According to interviews, the theft of timber was a common thing in the first half of the 1900s. There was so much timber, and the territory was so big, and the patrolling of it so sparse, that many people routinely made part of their living by cutting cypress and tupelo and hiding it for later removal to a sawmill. And you had to hide the trees you cut so that other people looking to do the same thing you were doing didn’t come along and steal the logs you had just “acquired”. Myon’s daughter, Lena Mae Couvillier, says “They had to, ‘cause they’d steal em. That’s why they’d hide em. “
Firearms for legal purposes were a common tool in the Basin. They were used for hunting game so much that no one thought anything of seeing people carrying rifles or shotguns. So it was that if a disagreement over something occurred there may have been a gun to settle it. It was this availability that could be dangerous at times. There are several well-known instances of arguments being settled by the death by gunshot of one of the people involved. Most of these cases, however not all, were the end result of longstanding disagreements not of issues that just flared up suddenly.
One such situation is well documented, and it occurred in Iberia Parish. It was near the place then called Grand Bayou. This is the waterway on the west side of the Basin that fed Lake Fausse Point from the Atchafalaya River system prior to the levee blocking Grand Bayou. There was a community there for a while. The story goes like this. One man was in the small store getting supplies and he looked through the front door and saw someone else about to enter the store. The first man told the store owner that he didn’t want to talk to the incoming second man and left the store. He walked to his pirogue and got in and began to paddle away down the bayou along the bank. The second man came up to the bank and began to walk along the bank harassing the first man in the pirogue.
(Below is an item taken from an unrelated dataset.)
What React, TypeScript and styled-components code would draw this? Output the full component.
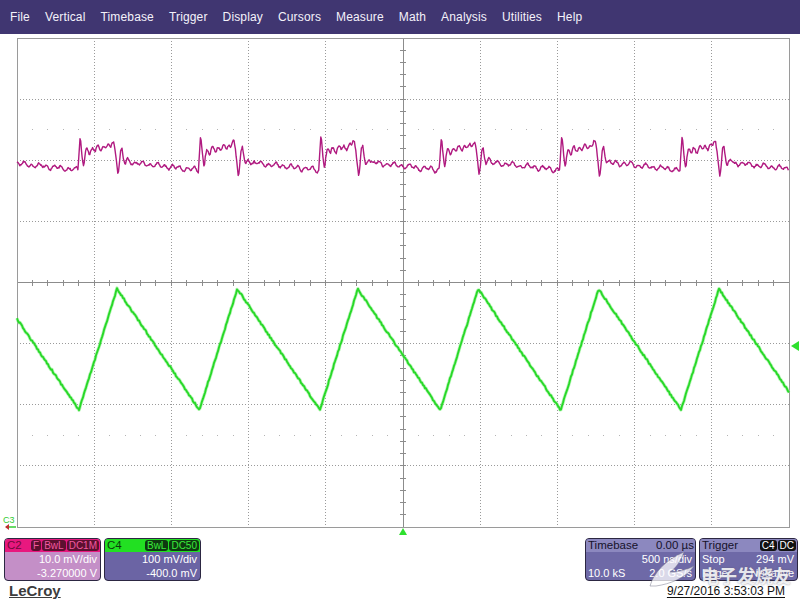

After a short time, the man in the pirogue lifted a shotgun loaded with buckshot and fired at the man on the bank, hitting him in the body with several of the pellets. As the man fell, he told a friend “He’s killed me”. And he died. The sheriff of Iberia Parish arrested the first man and took him to jail in New Iberia. A hearing was held during which an attempt was made to determine if self defense was involved. Eyewitnesses testified that the man on the bank was not threatening the man in the pirogue except verbally. It was shown he had no weapon but a very small pocketknife. No self defense was justified. However, the victim’s records were reviewed and it was found that there had been complaints filed against him for assault with a weapon, and other complaints involving intimidation, etc. The hearing officer ruled that the homicide had been justifiable based on the dead man’s antisocial character. End of case. Being that formal complaints had previously been filed, the incident must have been within reach of the New Iberia system of law. If this had happened farther out in the Basin it is doubtful if complaint records would have existed.
Running someone else’s fishing lines almost always brings about a potentially violent reaction from the wronged party. The most often mentioned weapon is the paddle kept in the boat. Ida Daigle (born in 1918) caught a man stealing fish from her lines once. She says.
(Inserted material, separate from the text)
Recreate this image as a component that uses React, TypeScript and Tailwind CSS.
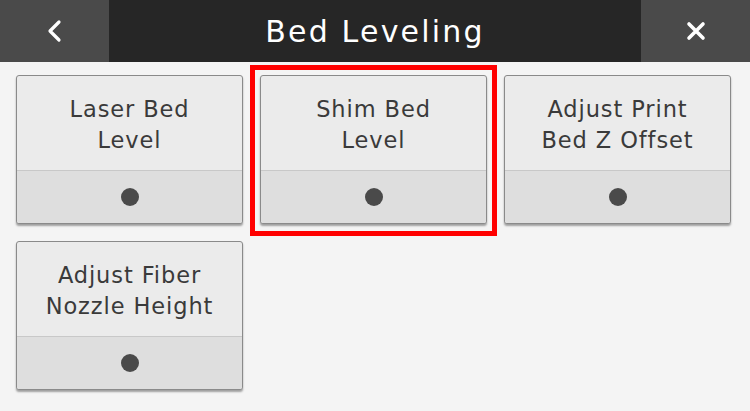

“[. . .] He had all my fish in his boat. And I went right up to him, too. I put my paddle, though, by me. He’d a made a pass at me I’d’a hit him with my paddle. And uh, I went right up to him. [. . .] “I did good!” he say. I say “Where’s your lines?” “Oh, here and there”. I say “You know darn well you lyin” I say “You ain’t got a line in yuh.” I say “Them fish is mine” I say “Throw em in my boat”. [. . .] I say “I’m gone hit you in the…I’m gone hit you with this paddle”. And I had…Russell had made me a big, heavy paddle.
And I say “I’m goin bait my line and tomorrow” I say “ I’m gone be here earlier than what you is” and I say “Look” I say “if I see you on a line” I say “you gone stay there” But I didn’t have no gun with me [means she was bluffing]. [laughs]. I never brought no gun with me. But he got scared. The next day I went and filled up my wellbox. It was my fish.” [Ida Daigle, 1996]
Infidelity was as frequent as with any other group of individuals. Sometimes it happened. The unwritten law was that if a couple was discovered while so engaged, the consequences were up to the wronged man. If he chose, he could shoot the other man, and the woman too for that matter, and no law would punish him. Sometimes the offended person just didn’t think the issue was worth the trouble and just walked away, but sometimes not.
We wonder at the flexibility of what we think of as the system of crime and punishment in the Basin in the first half of the 1900s. But it is a difficult assessment to make. From our position in a much more monitored and regulated society, it is unrealistic to assess someone else’s reactions that took place in a time and place unfamiliar to us. People who lived 150 years ago in the Atchafalaya Basin lived by the codes they inherited from previous generations. If these progenitors lived in conditions far removed from organized law enforcement, they learned to function within a set of rules that had proven through time to work well enough to let people get on with life. Live and let live seems to be what evolved as a guide for most people. If this system at least allowed individuals to live their lives without the constant fear of threat to life or property, it seems to have been enough.
The river is playing tricks. It went down to five feet last week and I dug out the lower-level platforms that lead to the crib and dock when they are far away from the bank in low water. Now the river is coming back up to at least seven feet and maybe more due to rain in Ohio. Oh well. It ain’t boring.
The black and white picture is from the collection of Darlene Soule'.
The river is at 6.0 feet on the Butte La Rose gauge, rising to 7.8 feet by next Friday. The Ohio and Mississippi are really rising up above. We could get some serious mid-summer water this year, not flooding, but higher than usual anyway.